What have you learned over the past few years in relation to the markets and your trading and investing decisions? How will you ensure that you will avoid those mistakes again next time?

The full article The Tiger Bubble can be accessed through the following link:


  • Trevor Fisch says:

    All truth passes through three phases :-

    Firstly – It is Ridiculed

    Secondly – It is violently opposed

    Thirdly – It is accepted as self evident.

    And don’t forget what Winston Chirchill once said :-

    ” The further back you look, the further forward you see .”

  • kerry doncon says:

    I enjoy your journals and find them very informative and hope one day to use SPA3
    My email address has changed. Could you please send future emails to the above.

  • Tom Mckernan says:

    Would you rather live in a poor country as a rich person, or in a rich country as a poor person? Most of us have no choice about where we live, but the question merits your answer because you live in a rich country.

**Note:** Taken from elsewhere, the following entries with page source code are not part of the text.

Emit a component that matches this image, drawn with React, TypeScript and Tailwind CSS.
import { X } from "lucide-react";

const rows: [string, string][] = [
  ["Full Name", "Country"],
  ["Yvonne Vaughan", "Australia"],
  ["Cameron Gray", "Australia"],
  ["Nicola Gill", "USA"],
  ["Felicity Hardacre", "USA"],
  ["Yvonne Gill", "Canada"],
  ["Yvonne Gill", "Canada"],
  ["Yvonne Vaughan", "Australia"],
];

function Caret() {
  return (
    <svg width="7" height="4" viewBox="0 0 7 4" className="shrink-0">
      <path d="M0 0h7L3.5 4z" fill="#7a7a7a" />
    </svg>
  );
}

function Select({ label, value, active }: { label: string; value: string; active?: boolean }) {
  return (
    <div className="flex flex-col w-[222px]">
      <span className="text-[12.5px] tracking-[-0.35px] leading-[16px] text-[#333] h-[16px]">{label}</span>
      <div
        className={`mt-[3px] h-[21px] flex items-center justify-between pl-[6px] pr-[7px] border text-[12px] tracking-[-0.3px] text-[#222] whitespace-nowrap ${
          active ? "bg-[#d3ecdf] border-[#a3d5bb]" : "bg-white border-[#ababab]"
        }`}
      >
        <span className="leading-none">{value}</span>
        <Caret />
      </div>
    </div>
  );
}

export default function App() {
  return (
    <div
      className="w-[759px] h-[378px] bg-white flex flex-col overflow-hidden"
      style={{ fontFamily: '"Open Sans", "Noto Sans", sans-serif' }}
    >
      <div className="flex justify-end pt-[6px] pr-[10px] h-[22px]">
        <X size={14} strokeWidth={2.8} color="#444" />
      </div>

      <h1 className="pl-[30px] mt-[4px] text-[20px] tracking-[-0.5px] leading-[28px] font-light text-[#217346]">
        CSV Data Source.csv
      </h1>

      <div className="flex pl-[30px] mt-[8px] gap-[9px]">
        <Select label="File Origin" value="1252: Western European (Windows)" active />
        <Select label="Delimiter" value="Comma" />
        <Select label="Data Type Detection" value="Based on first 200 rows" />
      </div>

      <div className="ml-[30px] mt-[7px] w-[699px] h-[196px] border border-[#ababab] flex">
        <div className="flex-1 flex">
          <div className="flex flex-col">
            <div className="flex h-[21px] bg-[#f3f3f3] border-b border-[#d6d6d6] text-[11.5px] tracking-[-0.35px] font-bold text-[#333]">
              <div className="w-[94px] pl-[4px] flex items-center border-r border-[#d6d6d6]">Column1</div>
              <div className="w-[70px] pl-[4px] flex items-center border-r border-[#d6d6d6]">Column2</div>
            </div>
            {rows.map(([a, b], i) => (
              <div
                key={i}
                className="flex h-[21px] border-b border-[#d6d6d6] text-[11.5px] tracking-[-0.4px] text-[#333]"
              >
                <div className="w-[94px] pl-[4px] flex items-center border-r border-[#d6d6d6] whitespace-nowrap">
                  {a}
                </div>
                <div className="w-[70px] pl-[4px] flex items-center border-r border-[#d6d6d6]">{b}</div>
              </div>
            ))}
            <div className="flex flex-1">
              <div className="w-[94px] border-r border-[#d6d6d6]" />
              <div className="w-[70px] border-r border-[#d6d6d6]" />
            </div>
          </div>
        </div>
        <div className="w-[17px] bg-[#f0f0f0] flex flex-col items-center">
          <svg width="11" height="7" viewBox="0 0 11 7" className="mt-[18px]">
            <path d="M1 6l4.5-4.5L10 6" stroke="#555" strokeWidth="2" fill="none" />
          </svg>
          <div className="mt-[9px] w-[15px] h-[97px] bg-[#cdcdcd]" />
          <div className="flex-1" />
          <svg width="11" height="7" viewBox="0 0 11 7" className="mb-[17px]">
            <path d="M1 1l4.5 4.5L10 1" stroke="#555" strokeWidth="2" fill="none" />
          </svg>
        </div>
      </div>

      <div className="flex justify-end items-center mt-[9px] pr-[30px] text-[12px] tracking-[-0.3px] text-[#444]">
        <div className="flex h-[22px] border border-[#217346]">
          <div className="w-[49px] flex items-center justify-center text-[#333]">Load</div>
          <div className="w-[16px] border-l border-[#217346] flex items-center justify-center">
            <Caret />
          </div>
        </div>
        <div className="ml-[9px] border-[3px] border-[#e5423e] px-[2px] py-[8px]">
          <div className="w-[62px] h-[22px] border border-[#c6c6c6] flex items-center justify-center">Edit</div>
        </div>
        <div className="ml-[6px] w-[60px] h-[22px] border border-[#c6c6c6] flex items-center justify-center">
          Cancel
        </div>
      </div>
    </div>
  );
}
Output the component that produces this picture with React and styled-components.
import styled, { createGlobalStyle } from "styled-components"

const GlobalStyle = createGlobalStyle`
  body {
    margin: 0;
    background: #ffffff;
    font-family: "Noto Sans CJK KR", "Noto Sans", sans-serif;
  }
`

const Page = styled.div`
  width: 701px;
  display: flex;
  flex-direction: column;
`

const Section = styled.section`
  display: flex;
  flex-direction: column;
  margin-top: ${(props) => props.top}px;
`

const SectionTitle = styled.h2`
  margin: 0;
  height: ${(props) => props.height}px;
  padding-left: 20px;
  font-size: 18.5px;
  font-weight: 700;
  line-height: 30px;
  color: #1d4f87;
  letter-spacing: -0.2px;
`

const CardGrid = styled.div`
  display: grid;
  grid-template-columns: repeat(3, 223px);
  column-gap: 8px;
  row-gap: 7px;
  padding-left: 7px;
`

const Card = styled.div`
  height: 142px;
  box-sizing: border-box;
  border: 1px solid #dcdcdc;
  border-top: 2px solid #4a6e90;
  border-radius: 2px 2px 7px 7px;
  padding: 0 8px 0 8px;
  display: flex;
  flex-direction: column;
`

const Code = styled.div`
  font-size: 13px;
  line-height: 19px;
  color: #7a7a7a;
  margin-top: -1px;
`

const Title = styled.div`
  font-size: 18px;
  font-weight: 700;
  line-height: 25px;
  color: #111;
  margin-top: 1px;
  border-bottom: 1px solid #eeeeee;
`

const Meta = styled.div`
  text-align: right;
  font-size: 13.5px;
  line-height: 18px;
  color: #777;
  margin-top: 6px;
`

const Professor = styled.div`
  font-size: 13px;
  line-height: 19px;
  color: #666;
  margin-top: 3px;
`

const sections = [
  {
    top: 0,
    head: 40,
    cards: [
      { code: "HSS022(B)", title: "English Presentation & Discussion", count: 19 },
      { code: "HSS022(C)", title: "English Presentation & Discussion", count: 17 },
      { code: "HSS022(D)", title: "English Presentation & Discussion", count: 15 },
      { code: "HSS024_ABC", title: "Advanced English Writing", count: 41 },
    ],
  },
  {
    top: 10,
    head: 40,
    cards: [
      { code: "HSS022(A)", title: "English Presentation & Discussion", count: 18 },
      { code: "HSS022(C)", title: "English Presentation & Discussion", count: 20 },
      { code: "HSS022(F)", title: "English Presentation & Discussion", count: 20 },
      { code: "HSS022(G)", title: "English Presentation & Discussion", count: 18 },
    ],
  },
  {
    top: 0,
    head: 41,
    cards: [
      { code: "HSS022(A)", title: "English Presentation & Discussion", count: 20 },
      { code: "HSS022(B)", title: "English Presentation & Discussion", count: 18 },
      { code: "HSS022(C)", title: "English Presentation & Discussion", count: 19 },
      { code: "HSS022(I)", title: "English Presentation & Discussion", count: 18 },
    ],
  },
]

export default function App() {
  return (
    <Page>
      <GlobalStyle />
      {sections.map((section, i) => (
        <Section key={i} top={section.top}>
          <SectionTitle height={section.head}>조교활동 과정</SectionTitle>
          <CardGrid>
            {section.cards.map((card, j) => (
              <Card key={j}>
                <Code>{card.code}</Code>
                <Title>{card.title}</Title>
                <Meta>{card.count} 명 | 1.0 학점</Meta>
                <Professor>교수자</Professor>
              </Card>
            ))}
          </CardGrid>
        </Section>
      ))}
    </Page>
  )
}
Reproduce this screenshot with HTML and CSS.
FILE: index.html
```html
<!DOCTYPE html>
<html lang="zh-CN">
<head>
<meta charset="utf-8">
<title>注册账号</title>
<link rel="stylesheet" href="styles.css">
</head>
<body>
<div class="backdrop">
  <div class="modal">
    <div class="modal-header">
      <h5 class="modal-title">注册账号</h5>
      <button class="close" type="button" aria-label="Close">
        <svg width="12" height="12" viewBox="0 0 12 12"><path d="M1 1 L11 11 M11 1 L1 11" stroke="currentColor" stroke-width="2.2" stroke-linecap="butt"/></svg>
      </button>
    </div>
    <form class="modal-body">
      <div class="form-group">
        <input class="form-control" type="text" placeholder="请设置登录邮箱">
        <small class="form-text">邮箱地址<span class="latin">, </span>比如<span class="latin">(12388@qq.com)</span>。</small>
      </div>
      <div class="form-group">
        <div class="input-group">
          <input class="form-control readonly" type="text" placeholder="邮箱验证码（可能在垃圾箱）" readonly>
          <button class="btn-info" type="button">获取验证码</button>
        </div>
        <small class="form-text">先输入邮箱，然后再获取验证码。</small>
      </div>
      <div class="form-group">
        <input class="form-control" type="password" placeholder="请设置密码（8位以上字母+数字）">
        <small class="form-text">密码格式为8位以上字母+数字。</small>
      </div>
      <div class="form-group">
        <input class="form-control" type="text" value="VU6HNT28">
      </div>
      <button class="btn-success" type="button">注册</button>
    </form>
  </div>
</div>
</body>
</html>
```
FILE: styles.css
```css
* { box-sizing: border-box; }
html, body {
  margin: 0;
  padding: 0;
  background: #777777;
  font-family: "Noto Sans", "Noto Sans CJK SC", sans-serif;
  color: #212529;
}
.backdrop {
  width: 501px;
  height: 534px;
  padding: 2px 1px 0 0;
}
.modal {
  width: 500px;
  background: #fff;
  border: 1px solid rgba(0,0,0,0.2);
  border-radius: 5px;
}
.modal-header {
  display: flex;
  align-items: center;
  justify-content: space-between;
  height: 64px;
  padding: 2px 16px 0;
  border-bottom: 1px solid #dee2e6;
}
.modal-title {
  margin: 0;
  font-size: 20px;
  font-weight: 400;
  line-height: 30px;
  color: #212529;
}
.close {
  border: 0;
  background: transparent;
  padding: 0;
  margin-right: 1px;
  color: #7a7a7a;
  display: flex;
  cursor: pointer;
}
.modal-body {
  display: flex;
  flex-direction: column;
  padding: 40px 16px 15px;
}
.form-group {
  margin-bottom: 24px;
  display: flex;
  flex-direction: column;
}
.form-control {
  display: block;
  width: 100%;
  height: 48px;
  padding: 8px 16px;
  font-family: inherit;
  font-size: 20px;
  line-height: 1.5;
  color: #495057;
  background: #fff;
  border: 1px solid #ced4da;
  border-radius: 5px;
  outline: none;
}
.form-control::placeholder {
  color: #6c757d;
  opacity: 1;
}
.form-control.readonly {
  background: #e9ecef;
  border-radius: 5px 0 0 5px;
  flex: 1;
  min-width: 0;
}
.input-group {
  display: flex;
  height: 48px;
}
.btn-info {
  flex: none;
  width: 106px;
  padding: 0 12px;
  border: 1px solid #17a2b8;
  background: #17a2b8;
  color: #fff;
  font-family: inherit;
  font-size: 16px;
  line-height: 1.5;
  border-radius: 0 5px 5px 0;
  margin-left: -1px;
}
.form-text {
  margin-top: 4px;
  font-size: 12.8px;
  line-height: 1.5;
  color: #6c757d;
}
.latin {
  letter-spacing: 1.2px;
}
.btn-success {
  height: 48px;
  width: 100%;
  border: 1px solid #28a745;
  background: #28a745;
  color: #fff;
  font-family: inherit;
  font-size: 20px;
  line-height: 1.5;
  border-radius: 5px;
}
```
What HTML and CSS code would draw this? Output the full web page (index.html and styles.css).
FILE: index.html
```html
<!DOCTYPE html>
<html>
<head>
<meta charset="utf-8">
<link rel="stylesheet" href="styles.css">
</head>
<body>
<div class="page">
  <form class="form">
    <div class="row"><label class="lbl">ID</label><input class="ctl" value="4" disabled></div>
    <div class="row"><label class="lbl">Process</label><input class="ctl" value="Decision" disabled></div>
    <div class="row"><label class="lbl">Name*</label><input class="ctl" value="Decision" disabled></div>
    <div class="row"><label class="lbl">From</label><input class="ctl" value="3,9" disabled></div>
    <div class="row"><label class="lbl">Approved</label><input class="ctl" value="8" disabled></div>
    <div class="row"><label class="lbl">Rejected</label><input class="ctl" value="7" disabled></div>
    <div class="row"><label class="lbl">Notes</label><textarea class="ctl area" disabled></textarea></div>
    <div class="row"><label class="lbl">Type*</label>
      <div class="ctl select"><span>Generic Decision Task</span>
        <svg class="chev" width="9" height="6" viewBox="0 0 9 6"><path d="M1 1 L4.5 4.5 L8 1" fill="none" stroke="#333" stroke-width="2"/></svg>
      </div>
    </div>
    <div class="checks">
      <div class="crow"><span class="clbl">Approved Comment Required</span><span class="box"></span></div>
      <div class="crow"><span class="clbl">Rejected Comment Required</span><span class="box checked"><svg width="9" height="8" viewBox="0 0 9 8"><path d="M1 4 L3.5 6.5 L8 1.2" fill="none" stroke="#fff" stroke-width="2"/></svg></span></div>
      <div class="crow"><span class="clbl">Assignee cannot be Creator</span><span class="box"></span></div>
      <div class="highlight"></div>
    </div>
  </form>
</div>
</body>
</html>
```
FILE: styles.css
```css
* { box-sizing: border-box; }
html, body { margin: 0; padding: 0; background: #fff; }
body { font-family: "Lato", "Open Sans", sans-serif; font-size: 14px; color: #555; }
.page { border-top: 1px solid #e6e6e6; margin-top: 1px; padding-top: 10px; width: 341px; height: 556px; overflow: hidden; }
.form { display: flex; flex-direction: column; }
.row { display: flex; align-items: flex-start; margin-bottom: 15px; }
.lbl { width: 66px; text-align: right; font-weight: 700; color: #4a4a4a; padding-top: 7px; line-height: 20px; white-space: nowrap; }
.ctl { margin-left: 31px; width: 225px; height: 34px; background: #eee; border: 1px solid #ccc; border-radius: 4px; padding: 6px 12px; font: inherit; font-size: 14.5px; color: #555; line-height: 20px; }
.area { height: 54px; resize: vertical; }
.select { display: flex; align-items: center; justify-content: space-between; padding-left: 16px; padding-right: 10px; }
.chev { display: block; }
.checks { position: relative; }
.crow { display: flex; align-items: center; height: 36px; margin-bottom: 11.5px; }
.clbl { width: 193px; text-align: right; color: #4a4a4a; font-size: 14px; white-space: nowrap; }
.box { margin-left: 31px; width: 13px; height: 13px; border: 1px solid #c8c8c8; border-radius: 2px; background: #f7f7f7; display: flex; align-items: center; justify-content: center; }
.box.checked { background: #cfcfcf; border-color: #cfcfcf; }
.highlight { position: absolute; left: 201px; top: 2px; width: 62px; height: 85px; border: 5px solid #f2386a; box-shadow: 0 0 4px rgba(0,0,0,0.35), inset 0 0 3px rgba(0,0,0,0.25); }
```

    Australia is rich in many ways and poor in lesser ways. For example, we are supplying basic materials to countries that will develop into powerful economies, unlike other western cultures. That ought to garantee a decade of balanced budgets and high personal income, no matter what.

    On the poverty side of Australian culture, we are incapable of even considering ourselves to be bigoted, stupified, gullable and engrossed in vices that kill people in the third world cultures.

    Hmmm, does riches mean freedom of thought, or heaps of money? Does poverty mean near starvation and struggle, or endless cycles of manipulation and corruption?